EXERCISE INSTRUCTIONS ▸ Which lines hold the word "that"? Copy each of them.

[BEGIN PROVIDED DATA]

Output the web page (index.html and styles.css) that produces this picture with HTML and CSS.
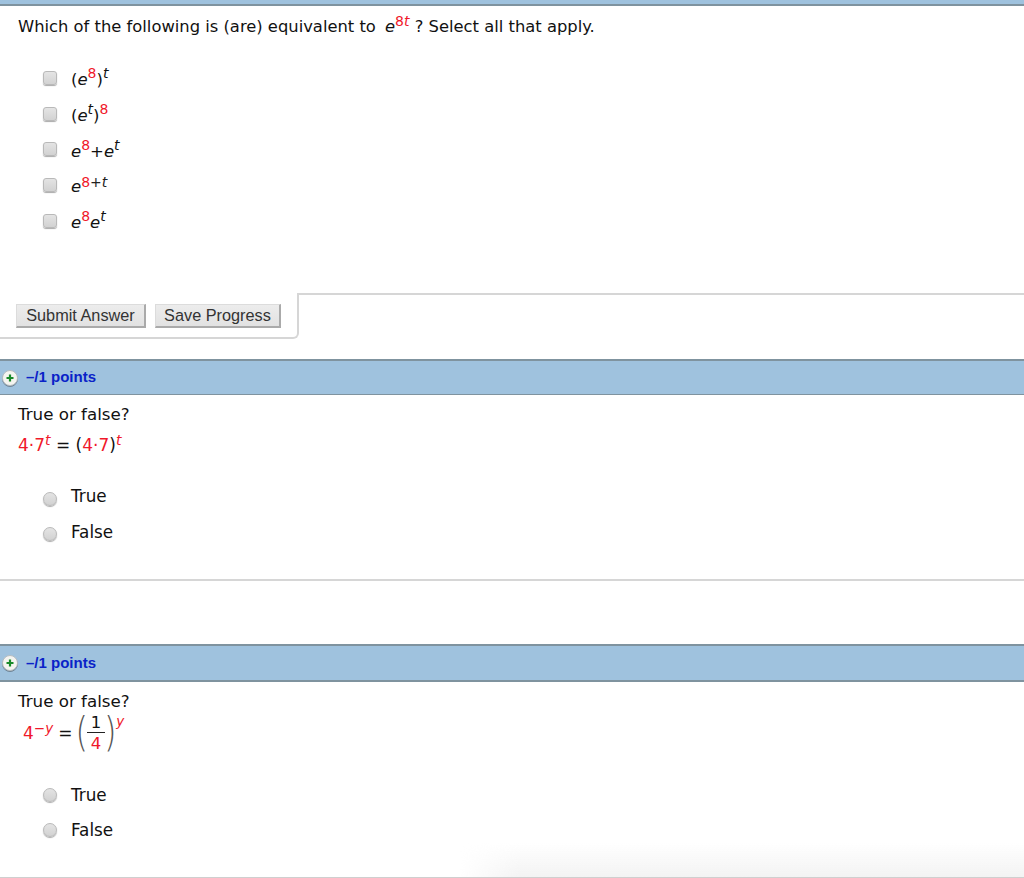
FILE: index.html
```html
<!DOCTYPE html>
<html lang="en">
<head>
    <meta charset="UTF-8" />
    <title>Assignment questions</title>
    <link rel="stylesheet" href="styles.css">
</head>
<body>
<div class="top-bar"></div>

<section class="question first">
    <p class="prompt">Which of the following is (are) equivalent to <span class="inline-math"><i>e</i><sup class="red">8<i>t</i></sup></span> ? Select all that apply.</p>
    <ul class="options check-options">
        <li><input type="checkbox" /><span class="math">(<i>e</i><sup class="red">8</sup>)<sup><i>t</i></sup></span></li>
        <li><input type="checkbox" /><span class="math">(<i>e</i><sup><i>t</i></sup>)<sup class="red">8</sup></span></li>
        <li><input type="checkbox" /><span class="math"><i>e</i><sup class="red">8</sup>+<i>e</i><sup><i>t</i></sup></span></li>
        <li><input type="checkbox" /><span class="math"><i>e</i><sup class="red low">8<span class="dark">+<i>t</i></span></sup></span></li>
        <li><input type="checkbox" /><span class="math"><i>e</i><sup class="red">8</sup><i>e</i><sup><i>t</i></sup></span></li>
    </ul>
</section>

<div class="actions-row">
    <div class="actions">
        <button class="submit-btn">Submit Answer</button>
        <button class="save-btn">Save Progress</button>
    </div>
    <div class="actions-rest"></div>
</div>

<section class="question second">
    <div class="points-bar">
        <svg class="plus-icon" width="16" height="16" viewBox="0 0 16 16">
            <circle cx="8" cy="8" r="7.5" fill="#f4f4f0" stroke="#b5bcc0" />
            <path d="M8 4.5v7M4.5 8h7" stroke="#1a8a2a" stroke-width="2.2" />
        </svg>
        <span>–/1 points</span>
    </div>
    <p class="true-false">True or false?</p>
    <p class="equation"><span class="red">4·7</span><sup class="red"><i>t</i></sup> = (<span class="red">4·7</span>)<sup class="red"><i>t</i></sup></p>
    <ul class="options radio-options">
        <li><input type="radio" name="q2" /><span>True</span></li>
        <li><input type="radio" name="q2" /><span>False</span></li>
    </ul>
</section>

<section class="question third">
    <div class="points-bar">
        <svg class="plus-icon" width="16" height="16" viewBox="0 0 16 16">
            <circle cx="8" cy="8" r="7.5" fill="#f4f4f0" stroke="#b5bcc0" />
            <path d="M8 4.5v7M4.5 8h7" stroke="#1a8a2a" stroke-width="2.2" />
        </svg>
        <span>–/1 points</span>
    </div>
    <p class="true-false">True or false?</p>
    <div class="equation fraction-eq">
        <span class="red">4</span><sup class="red">−<i>y</i></sup>
        <span class="equals">=</span>
        <span class="paren">(</span>
        <span class="fraction"><span class="numer">1</span><span class="denom red">4</span></span>
        <span class="paren">)</span>
        <sup class="red outer-exp"><i>y</i></sup>
    </div>
    <ul class="options radio-options">
        <li><input type="radio" name="q3" /><span>True</span></li>
        <li><input type="radio" name="q3" /><span>False</span></li>
    </ul>
</section>
</body>
</html>
```

FILE: styles.css
```css
html, body {
    margin: 0;
    height: 878px;
    overflow: hidden;
}

body {
    font-family: "DejaVu Sans", Verdana, sans-serif;
    font-size: 16px;
    color: #111;
    background: #fff;
}

p {
    margin: 0;
}

.red {
    color: #f0182a;
}

.dark {
    color: #222;
}

sup {
    font-size: 14px;
    line-height: 0;
    vertical-align: 6px;
}

.top-bar {
    height: 4px;
    background: #9fc2de;
    border-bottom: 2px solid #7f939f;
}

.prompt {
    padding: 11px 18px 0;
    font-size: 16.35px;
    line-height: 20px;
}

.inline-math {
    margin-left: 4px;
}

.options {
    list-style: none;
    margin: 0;
    padding: 0 0 0 43px;
}

.options li {
    display: flex;
    align-items: center;
    gap: 14px;
}

.check-options {
    margin-top: 23px;
}

.check-options li {
    height: 35.7px;
}

.math {
    padding-top: 4px;
    font-size: 16.5px;
}

.math sup {
    font-size: 14px;
    vertical-align: 7px;
}

.math sup.low {
    vertical-align: 5px;
}

input {
    appearance: none;
    margin: 0;
    width: 14px;
    height: 14px;
    flex: none;
    border: 1px solid #b9b9b9;
    background: linear-gradient(#e4e4e4, #d2d2d2);
    box-shadow: 0 1px 1px #aaa;
}

input[type="checkbox"] {
    border-radius: 3px;
}

input[type="radio"] {
    margin-top: 5px;
    border-radius: 50%;
}

.actions-row {
    display: flex;
    height: 46px;
    margin-top: 55px;
}

.actions {
    width: 299px;
    box-sizing: border-box;
    padding: 11px 0 0 16px;
    display: flex;
    align-items: flex-start;
    gap: 9px;
    border-right: 2px solid #d6d6d6;
    border-bottom: 2px solid #d6d6d6;
    border-bottom-right-radius: 6px;
}

.actions-rest {
    flex: 1;
    border-top: 2px solid #d6d6d6;
}

.actions button {
    height: 24px;
    padding: 0;
    font-family: "Liberation Sans", Arial, sans-serif;
    font-size: 16.3px;
    color: #333;
    background: linear-gradient(#ececec, #e2e2e2);
    border: 1px solid #dcdcdc;
    border-right: 2px solid #aaa;
    border-bottom: 2px solid #aaa;
}

.submit-btn {
    width: 130px;
}

.save-btn {
    width: 126px;
}

.points-bar {
    height: 33px;
    display: flex;
    align-items: center;
    gap: 8px;
    padding-left: 2px;
    background: #9fc2de;
    border-top: 2px solid #7f939f;
    border-bottom: 1px solid #7f939f;
    font-family: "Liberation Sans", Arial, sans-serif;
    font-size: 15px;
    font-weight: bold;
    color: #0a22c8;
}

.points-bar span {
    margin-bottom: 2px;
}

.plus-icon {
    flex: none;
    filter: drop-shadow(0 1px 0 #6f8496);
}

.true-false {
    padding: 9px 18px 0;
    font-size: 16.7px;
    line-height: 20px;
}

.equation {
    padding: 10px 18px 0;
    font-size: 17px;
    line-height: 22px;
}

.radio-options {
    font-size: 16.8px;
}

.second {
    margin-top: 20px;
    height: 222px;
    box-sizing: border-box;
    border-bottom: 2px solid #d6d6d6;
}

.second .radio-options {
    margin-top: 22px;
}

.radio-options li {
    height: 35.5px;
}

.third {
    position: relative;
    margin-top: 63px;
    height: 234px;
    box-sizing: border-box;
    border-bottom: 1px solid #cfcfcf;
}

.third .points-bar {
    height: 34px;
    border-bottom-width: 2px;
}

/* soft grey fade along the bottom right */
.third::after {
    content: "";
    position: absolute;
    left: 460px;
    right: 0;
    bottom: 0;
    height: 34px;
    background: linear-gradient(transparent, #f3f3f3);
    -webkit-mask-image: linear-gradient(90deg, transparent, #000 60px);
    mask-image: linear-gradient(90deg, transparent, #000 60px);
    pointer-events: none;
}

.fraction-eq {
    display: flex;
    align-items: center;
    height: 42px;
    padding: 1px 0 0 23px;
}

.fraction-eq sup {
    align-self: flex-start;
    margin-top: 10px;
    vertical-align: baseline;
    line-height: 12px;
    font-size: 13.5px;
}

.fraction-eq .equals {
    margin: 0 3px 0 5px;
}

.paren {
    font-size: 32px;
    font-weight: 200;
    line-height: 38px;
    color: #555;
    transform: translateY(-1px) scaleY(1.3);
}

.fraction {
    display: flex;
    flex-direction: column;
    align-items: center;
    width: 18px;
    margin: 0 -1px;
    font-size: 16.5px;
    line-height: 18px;
}

.numer {
    width: 100%;
    text-align: center;
    border-bottom: 1px solid #222;
}

.denom {
    margin-top: 2px;
}

.fraction-eq .outer-exp {
    margin-top: 3px;
}

.third .radio-options {
    margin-top: 23px;
}

.third .radio-options li {
    height: 35px;
}

.third input[type="radio"] {
    margin-top: 1px;
}
```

[END PROVIDED DATA]

ANSWER IN FULL ▸
Output the web page (index.html and styles.css) that produces this picture with HTML and CSS.
    <p class="prompt">Which of the following is (are) equivalent to <span class="inline-math"><i>e</i><sup class="red">8<i>t</i></sup></span> ? Select all that apply.</p>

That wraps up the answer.